Moradores e comerciantes da região contam que, em meados de setembro, quem passava pela praça notava alguns moradores de rua. Mas atualmente há tantas barracas no entorno que mal dá para enxergar a parte interna da praça, onde fica um monumento em homenagem a Duque de Caxias. Para se ter alguma noção da quantidade de pessoas morando ali, é preciso olhar de um andar alto de um dos prédios da avenida Duque de Caxias.

"Quem estava na Cracolândia veio para cá. Eles mudaram de lugar porque lá (no quadrilátero) a polícia passa" disse L.A.S, de 50 anos, usuário de crack e que mora há sete anos nas proximidades da praça.
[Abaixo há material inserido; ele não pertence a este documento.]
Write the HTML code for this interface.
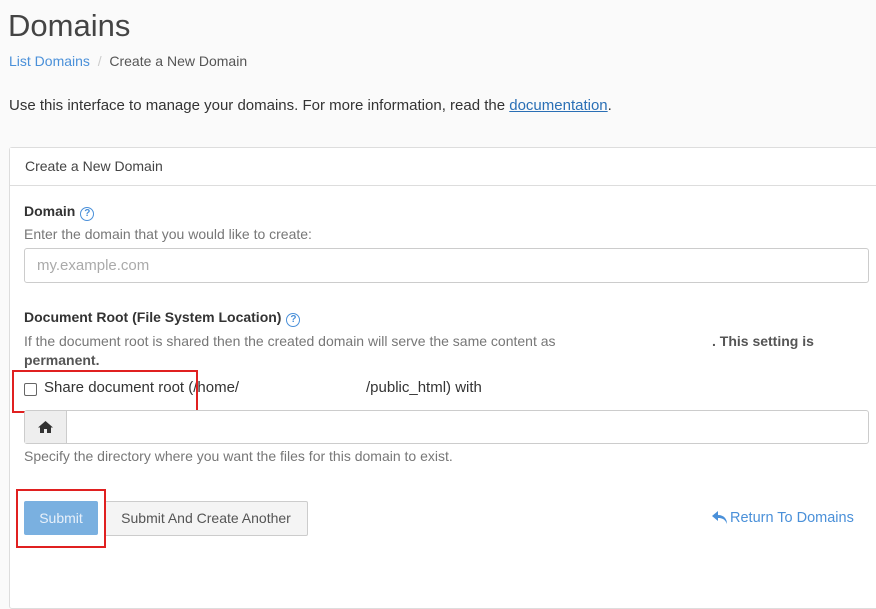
<!DOCTYPE html>
<html><head><style>
body{margin:0;width:876px;height:565px;overflow:hidden;background:#fafafa;font-family:"Liberation Sans",sans-serif;color:#333;position:relative}
.a{position:absolute;white-space:nowrap}
.panel{position:absolute;left:9px;top:147px;width:880px;height:460px;background:#fff;border:1px solid #ddd;border-radius:3px}
.ph{position:absolute;left:0;top:0;right:0;height:37px;background:#fff;border-bottom:1px solid #ddd}
.inp{position:absolute;background:#fff;border:1px solid #ccc;border-radius:3px}
.q{display:inline-block;width:12px;height:12px;border:1.3px solid #4a90d9;border-radius:50%;color:#4a90d9;font-size:10px;line-height:12px;text-align:center;font-weight:bold;vertical-align:0px;margin-left:5px}
</style></head><body>
<div class="a" style="left:8px;top:8px;font-size:31px;color:#444">Domains</div>
<div class="a" style="left:9px;top:53px;font-size:14px"><span style="color:#4a90d9">List Domains</span><span style="color:#ccc"> &nbsp;/&nbsp; </span><span style="color:#555">Create a New Domain</span></div>
<div class="a" style="left:9px;top:97px;font-size:15px;color:#333">Use this interface to manage your domains. For more information, read the <span style="color:#2a6fb5;text-decoration:underline">documentation</span>.</div>
<div class="panel"><div class="ph"><div class="a" style="left:15px;top:10px;font-size:14px;color:#444">Create a New Domain</div></div></div>
<div class="a" style="left:24px;top:203px;font-size:14px;font-weight:bold">Domain<span class="q">?</span></div>
<div class="a" style="left:24px;top:226px;font-size:14px;color:#777">Enter the domain that you would like to create:</div>
<div class="inp" style="left:24px;top:248px;width:843px;height:33px"><div class="a" style="left:12px;top:8px;font-size:15px;color:#aaa">my.example.com</div></div>
<div class="a" style="left:24px;top:309px;font-size:14px;font-weight:bold">Document Root (File System Location)<span class="q">?</span></div>
<div class="a" style="left:24px;top:333px;font-size:14px;color:#777">If the document root is shared then the created domain will serve the same content as</div>
<div class="a" style="left:712px;top:333px;font-size:14px;color:#555"><b>. This setting is</b></div>
<div class="a" style="left:24px;top:352px;font-size:14px;color:#555;font-weight:bold">permanent.</div>
<div class="a" style="left:24px;top:383px;width:11px;height:11px;border:1px solid #666;border-radius:2px;background:#fff"></div>
<div class="a" style="left:44px;top:379px;font-size:15px;color:#333">Share document root (/home/</div>
<div class="a" style="left:366px;top:379px;font-size:15px;color:#333">/public_html) with</div>
<div class="a" style="left:12px;top:370px;width:182px;height:39px;border:2px solid #e02020"></div>
<div class="inp" style="left:24px;top:410px;width:843px;height:32px"><div class="a" style="left:0;top:0;width:41px;height:32px;background:#eee;border-right:1px solid #ccc"></div>
<svg class="a" style="left:13px;top:10px" width="15" height="12" viewBox="0 0 15 12"><path d="M7.5 0L0 6.5h2V12h4V8h3v4h4V6.5h2z" fill="#333"/></svg></div>
<div class="a" style="left:24px;top:448px;font-size:14px;color:#777">Specify the directory where you want the files for this domain to exist.</div>
<div class="a" style="left:24px;top:501px;width:74px;height:34px;background:#7ab0e0;border-radius:2px;color:#e8f0fa;font-size:14px;line-height:34px;text-align:center">Submit</div>
<div class="a" style="left:104px;top:501px;width:202px;height:33px;background:#f4f4f4;border:1px solid #ccc;border-radius:2px;color:#555;font-size:14px;line-height:33px;text-align:center">Submit And Create Another</div>
<div class="a" style="left:16px;top:489px;width:86px;height:55px;border:2px solid #e02020"></div>
<svg class="a" style="left:712px;top:511px" width="15" height="14" viewBox="0 0 15 14"><path d="M6 0L0 5l6 5V7c4 0 7 1 9 6 0-5-3-9-9-9z" fill="#4a90d9"/></svg>
<div class="a" style="left:730px;top:510px;font-size:14.5px;color:#4a90d9">Return To Domains</div>
</body></html>
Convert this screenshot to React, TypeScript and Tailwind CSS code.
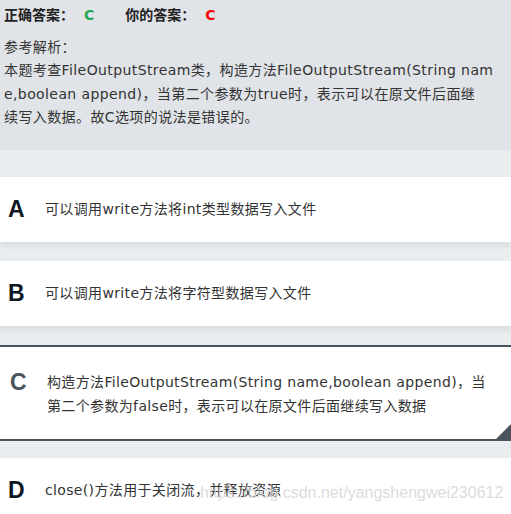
import React from "react";

const font = { fontFamily: '"DejaVu Sans", "Noto Sans CJK SC", sans-serif' } as const;

function Card({ letter, text, selected = false, className = "" }: { letter: string; text: React.ReactNode; selected?: boolean; className?: string }) {
  return (
    <div
      className={`relative bg-white flex ${
        selected
          ? "items-start border-y-2 border-[#4b535b] pt-[23px] pb-[21px]"
          : "items-center h-[65px] shadow-[0_4px_6px_rgba(0,0,0,0.07)]"
      } ${className}`}
    >
      <div
        className={`w-[47px] shrink-0 pl-[8px] text-[23px] font-bold leading-[24px] ${
          selected ? "text-[#4a525a] pl-[10px]" : "text-[#0e1724]"
        }`}
        style={{ fontFamily: '"Liberation Sans", Arial, sans-serif' }}
      >
        {letter}
      </div>
      <div
        className={`leading-[24px] text-[#333] pr-[14px] text-[14px] tracking-[0.35px] ${
          selected ? "" : "-ml-[2px]"
        }`}
      >
        {text}
      </div>
      {selected && (
        <div className="absolute right-0 bottom-0 w-0 h-0 border-l-[15px] border-l-transparent border-b-[15px] border-b-[#4b535b]" />
      )}
    </div>
  );
}

export default function App() {
  return (
    <div className="w-[511px] h-[514px] overflow-hidden bg-[#eaedf0] relative" style={font}>
      <div className="bg-[#e0e3e7] px-[4px] pt-[4px] pb-[20px] text-[14px] text-[#333]">
        <div className="flex items-center h-[22px] leading-[22px] font-bold text-[#222]">
          <span>正确答案：</span>
          <span className="ml-[10px] text-[#1fa84f]">C</span>
          <span className="ml-[31px]">你的答案：</span>
          <span className="ml-[10px] text-[#f00]">C</span>
        </div>
        <div className="mt-[10px] leading-[23.4px] break-all tracking-[0.4px]">
          <div>参考解析：</div>
          <div>
            本题考查FileOutputStream类，构造方法FileOutputStream(String name,boolean append)，当第二个参数为true时，表示可以在原文件后面继
            <br />
            续写入数据。故C选项的说法是错误的。
          </div>
        </div>
      </div>

      <Card className="mt-[27px]" letter="A" text="可以调用write方法将int类型数据写入文件" />
      <Card className="mt-[19px]" letter="B" text="可以调用write方法将字符型数据写入文件" />
      <Card
        className="mt-[19px]"
        letter="C"
        selected
        text="构造方法FileOutputStream(String name,boolean append)，当第二个参数为false时，表示可以在原文件后面继续写入数据"
      />
      <Card className="mt-[17px]" letter="D" text="close()方法用于关闭流，并释放资源" />

      <div
        className="absolute left-[200px] top-[483px] text-[16px] leading-[20px] text-[rgba(210,210,210,0.8)] whitespace-nowrap pointer-events-none"
        style={{ fontFamily: '"Liberation Sans", Arial, sans-serif' }}
      >
        https://blog.csdn.net/yangshengwei230612
      </div>
    </div>
  );
}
Segundo ele, o comércio da droga continua ocorrendo normalmente:

"Só mudou o lugar."

O impacto da mudança é sentido pelos comerciantes. O gerente de um hotel em frente à praça, que preferiu não ser identificado, contou que a ocupação dos quartos caiu de 70% para 30%, por conta do medo, apesar de diversas bases policiais em todo o quarteirão.

Para pesquisadores ouvidos pelo GLOBO, a dispersão da Cracolândia para diversos pontos da capital paulista deve dificultar o trabalho policial de combate ao tráfico de drogas.
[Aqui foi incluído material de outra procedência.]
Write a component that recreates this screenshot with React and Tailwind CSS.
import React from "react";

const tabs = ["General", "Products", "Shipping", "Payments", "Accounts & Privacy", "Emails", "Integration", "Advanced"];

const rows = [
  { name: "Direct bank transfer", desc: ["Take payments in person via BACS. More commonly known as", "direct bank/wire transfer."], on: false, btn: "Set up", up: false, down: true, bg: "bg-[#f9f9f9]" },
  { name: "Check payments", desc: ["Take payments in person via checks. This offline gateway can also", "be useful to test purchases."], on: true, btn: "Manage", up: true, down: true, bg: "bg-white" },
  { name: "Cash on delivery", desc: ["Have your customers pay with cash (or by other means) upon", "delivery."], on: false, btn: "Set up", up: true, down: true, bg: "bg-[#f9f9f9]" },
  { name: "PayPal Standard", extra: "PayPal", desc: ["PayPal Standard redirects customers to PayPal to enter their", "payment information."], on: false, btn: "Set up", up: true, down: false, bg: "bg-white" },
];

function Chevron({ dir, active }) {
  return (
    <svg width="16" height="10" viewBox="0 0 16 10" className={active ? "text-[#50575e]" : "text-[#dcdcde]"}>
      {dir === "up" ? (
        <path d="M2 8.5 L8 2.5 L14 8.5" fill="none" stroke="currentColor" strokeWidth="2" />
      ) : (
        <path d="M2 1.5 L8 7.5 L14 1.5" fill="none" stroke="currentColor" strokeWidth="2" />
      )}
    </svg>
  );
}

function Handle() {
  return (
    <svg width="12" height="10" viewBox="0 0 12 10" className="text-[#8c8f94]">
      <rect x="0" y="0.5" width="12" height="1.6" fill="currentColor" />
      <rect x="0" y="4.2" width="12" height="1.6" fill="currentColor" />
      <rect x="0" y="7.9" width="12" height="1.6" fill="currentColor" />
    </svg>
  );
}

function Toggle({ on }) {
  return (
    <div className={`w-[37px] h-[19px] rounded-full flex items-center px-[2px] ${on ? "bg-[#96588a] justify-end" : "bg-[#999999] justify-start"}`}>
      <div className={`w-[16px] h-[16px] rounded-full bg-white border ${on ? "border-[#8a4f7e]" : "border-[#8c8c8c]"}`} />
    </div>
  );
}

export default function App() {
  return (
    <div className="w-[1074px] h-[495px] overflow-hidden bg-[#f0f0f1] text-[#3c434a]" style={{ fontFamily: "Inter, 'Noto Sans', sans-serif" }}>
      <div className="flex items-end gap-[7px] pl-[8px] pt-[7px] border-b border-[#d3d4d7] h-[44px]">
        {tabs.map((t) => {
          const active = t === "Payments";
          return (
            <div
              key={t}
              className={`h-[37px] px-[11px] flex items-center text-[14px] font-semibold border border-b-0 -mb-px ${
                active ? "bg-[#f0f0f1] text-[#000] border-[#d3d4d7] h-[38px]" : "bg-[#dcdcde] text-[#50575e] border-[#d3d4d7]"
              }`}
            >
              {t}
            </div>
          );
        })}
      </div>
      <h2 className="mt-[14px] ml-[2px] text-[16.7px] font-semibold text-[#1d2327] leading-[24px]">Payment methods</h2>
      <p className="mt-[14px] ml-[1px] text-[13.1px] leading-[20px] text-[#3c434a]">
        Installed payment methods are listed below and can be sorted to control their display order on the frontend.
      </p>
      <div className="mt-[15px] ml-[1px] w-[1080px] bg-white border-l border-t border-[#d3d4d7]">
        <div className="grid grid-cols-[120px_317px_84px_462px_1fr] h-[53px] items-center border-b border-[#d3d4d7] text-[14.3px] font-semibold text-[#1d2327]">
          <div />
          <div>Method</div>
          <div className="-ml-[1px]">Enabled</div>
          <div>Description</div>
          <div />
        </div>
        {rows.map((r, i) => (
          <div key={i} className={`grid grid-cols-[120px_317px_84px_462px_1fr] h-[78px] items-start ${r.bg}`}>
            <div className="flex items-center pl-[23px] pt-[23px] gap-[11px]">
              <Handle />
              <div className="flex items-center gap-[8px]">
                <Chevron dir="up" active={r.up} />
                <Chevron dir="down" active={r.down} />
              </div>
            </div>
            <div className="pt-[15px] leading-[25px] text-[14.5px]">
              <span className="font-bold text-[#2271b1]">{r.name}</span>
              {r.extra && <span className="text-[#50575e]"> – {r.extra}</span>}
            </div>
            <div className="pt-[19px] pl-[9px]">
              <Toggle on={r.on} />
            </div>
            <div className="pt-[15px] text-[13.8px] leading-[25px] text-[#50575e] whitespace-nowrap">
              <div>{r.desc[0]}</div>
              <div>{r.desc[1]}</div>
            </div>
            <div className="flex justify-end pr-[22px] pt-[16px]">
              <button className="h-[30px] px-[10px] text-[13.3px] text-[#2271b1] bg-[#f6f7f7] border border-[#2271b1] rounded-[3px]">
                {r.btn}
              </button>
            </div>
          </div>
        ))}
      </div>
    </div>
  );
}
"Uma vez que o comércio se dispersa, exige-se também o monitoramento de uma área maior e um serviço de inteligência mais complexo" diz Magri.
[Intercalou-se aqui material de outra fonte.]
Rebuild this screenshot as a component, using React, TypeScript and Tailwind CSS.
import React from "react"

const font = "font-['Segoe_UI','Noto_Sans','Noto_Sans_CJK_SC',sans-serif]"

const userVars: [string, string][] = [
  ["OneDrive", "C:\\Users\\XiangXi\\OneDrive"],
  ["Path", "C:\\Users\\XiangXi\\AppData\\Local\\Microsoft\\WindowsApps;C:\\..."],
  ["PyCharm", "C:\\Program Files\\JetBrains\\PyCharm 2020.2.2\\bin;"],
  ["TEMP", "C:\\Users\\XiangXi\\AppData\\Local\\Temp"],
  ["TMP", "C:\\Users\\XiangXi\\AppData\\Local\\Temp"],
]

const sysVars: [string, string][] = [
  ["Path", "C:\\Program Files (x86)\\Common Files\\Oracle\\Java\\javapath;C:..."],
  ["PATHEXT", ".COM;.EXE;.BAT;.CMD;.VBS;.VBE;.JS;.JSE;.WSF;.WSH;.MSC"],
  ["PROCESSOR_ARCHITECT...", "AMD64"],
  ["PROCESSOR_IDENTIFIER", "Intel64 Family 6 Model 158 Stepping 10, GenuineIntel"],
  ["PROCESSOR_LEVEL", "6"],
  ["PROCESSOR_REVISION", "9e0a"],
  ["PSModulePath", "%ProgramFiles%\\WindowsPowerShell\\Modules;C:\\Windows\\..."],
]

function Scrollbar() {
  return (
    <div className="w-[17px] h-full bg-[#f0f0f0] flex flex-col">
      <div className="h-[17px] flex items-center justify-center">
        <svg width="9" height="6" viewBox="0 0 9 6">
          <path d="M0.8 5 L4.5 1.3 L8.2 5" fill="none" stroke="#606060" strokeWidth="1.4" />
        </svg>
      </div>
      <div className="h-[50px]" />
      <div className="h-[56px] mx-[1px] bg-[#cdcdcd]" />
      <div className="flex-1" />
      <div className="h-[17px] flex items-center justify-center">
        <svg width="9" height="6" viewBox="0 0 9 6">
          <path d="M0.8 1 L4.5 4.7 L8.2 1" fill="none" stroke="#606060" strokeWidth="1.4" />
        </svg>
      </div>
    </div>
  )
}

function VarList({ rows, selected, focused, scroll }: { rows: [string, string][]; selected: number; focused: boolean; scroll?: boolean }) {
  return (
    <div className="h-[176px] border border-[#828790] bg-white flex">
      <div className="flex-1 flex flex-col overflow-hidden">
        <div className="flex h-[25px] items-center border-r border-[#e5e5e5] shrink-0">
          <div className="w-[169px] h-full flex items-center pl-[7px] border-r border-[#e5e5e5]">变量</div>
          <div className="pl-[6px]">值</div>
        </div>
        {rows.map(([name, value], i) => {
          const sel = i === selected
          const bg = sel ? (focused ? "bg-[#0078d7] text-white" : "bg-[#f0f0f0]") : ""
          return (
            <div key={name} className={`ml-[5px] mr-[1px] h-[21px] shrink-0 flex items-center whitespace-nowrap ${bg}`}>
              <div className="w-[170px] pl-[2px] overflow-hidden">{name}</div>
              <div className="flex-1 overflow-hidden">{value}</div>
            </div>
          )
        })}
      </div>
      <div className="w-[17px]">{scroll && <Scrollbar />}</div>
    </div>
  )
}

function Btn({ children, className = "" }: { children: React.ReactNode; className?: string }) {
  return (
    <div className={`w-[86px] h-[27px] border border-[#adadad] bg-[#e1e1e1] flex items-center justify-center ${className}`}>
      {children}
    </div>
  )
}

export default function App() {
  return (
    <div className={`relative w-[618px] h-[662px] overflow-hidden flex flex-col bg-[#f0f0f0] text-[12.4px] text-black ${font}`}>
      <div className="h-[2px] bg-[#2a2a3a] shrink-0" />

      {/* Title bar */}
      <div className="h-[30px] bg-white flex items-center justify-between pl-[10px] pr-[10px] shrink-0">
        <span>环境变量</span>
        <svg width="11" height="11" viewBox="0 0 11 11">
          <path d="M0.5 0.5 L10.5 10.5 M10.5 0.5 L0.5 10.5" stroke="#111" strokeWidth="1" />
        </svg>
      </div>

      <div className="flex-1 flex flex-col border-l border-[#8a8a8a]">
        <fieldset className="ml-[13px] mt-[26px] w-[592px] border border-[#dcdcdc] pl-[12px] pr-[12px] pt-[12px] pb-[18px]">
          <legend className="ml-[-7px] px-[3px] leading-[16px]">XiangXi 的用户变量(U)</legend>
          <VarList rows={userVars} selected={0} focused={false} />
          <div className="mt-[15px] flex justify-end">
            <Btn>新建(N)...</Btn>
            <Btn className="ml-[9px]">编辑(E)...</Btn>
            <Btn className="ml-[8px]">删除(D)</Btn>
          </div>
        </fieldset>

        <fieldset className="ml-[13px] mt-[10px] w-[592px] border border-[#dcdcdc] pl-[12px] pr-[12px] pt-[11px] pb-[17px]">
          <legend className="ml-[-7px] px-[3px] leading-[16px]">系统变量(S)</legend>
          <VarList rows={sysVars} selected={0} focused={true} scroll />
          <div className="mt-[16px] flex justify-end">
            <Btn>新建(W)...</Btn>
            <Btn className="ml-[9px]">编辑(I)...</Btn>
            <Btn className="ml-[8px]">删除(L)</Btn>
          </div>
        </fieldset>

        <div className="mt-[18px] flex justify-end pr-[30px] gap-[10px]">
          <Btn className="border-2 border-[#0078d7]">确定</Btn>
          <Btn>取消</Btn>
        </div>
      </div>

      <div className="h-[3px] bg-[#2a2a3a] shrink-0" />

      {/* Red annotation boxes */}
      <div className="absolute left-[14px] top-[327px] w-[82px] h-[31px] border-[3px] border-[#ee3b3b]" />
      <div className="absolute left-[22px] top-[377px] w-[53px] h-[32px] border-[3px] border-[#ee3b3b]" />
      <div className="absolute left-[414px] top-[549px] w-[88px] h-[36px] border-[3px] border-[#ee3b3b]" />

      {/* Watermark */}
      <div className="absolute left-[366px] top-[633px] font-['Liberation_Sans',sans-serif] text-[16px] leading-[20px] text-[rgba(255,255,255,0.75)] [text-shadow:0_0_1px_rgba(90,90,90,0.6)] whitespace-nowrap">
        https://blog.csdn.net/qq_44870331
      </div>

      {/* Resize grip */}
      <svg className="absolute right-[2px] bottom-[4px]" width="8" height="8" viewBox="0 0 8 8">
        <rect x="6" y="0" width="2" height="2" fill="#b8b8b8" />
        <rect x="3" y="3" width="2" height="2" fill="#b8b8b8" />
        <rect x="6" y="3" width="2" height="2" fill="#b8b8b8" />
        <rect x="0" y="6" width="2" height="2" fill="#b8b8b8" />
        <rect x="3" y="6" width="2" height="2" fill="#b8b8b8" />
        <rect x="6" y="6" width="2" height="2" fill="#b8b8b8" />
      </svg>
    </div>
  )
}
"Como os traficantes perceberam que iriam perder a mercadoria ou serem presos, adotaram a estratégia de dissipar para serem menos visíveis" afirma o professor da FGV e integrante do Fórum Brasileiro de Segurança Pública Rafael Alcadipani. "É possível quea difusão dificulte o trabalho da polícia na atuação contra pequenos roubos e contra o próprio tráfico."

'Vitória de Pirro'

Além da praça Princesa Isabel, há relatos de “minicracolândias” em Santa Cecília e no entorno da Avenida Paulista. A polícia diz que já trabalha em novos pontos de venda e é mais fácil reprimir e aplicar políticas públicas em grupos menores.

Funcionários da prefeitura, ouvidos sob anonimato, afirmaram que é mais difícil atender usuários de droga na praça Princesa Isabel . Ao contrário do que havia na antiga Cracolândia, eles são impedidos de entrar e ficam nos arredores, à espera de um pedido de atendimento. Mas a prefeitura, em nota, informou que, de 18 a 21 de março, fez 1.633 abordagens na região da praça, onde há cerca de 255 barracas, e vai contratar 3.202 vagas em hotéis para abrigar mais usuários.

"Os consultórios de rua que acompanhavam a área foram pegos de surpresa. Havia pacientes em tratamento. Está sendo difícil localizar essas pessoas" afirmou Padre Júlio Lancellotti, coordenador da Pastoral do Povo da Rua. "É uma vitória de Pirro."

O vai vém da Cracolândia

Entre 800 e 1.500 pessoas ocupavam a Cracolândia de São Paulo até a última operação policial. Mas a região é um desafio para a cidade que se arrasta há mais de 30 anos. Entre várias ações de segurança já feitas, a região carece ainda de medidas de saúde e assistência social.

2012

Em janeiro de 2012, na gestão do prefeito Gilberto Kassab (PSD), a polícia iniciou uma operação de combate ao tráfico na região, que resultou em dispersão. No fim do mês, a Cracolândia havia se espalhado por 27 bairros. Dezenas de usuários foram encaminhados a centros de tratamento, e outras dezenas foram presos. Foi uma operação criticada à época pelo uso de balas de borracha e bombas de efeito moral. Focada em segurança, não deu solução aos usuários de crack, e o consumo voltou a se concentrar no Centro de São Paulo tempos depois.

2014

Em janeiro de 2014, cerca de dez viaturas do Departamento Estadual de Prevenção e Repressão ao Narcotráfico (Denarc), da Polícia Civil, cercaram os usuários de crack que se concentravam na rua Barão de Piracicaba. Os agentes atiraram balas de borracha e bombas de efeito moral e gás lacrimogêneo. Os usuários revidaram com pedras. Algumas pessoas foram presas. Prefeitura e Polícia Militar disseram não ter sido avisadas da operação. E a Cracolândia seguiu.

2017

Em maio de 2017, o governador João Doria, então prefeito, ordenou uma operação de segurança com mais de 900 agentes com a promessa de que acabaria com o consumo e a venda de drogas na região. Ruas antes fechadas por barracas de vendas de droga foram reabertas, e o número de usuários no local diminuiu. Mas a Cracolândia não acabou. A maioria dos usuários se concentrou na Praça Princesa Isabel, como agora. Um mês depois, voltaram para o mesmo lugar. E pequenas cracolândias se espalharam pela cidade.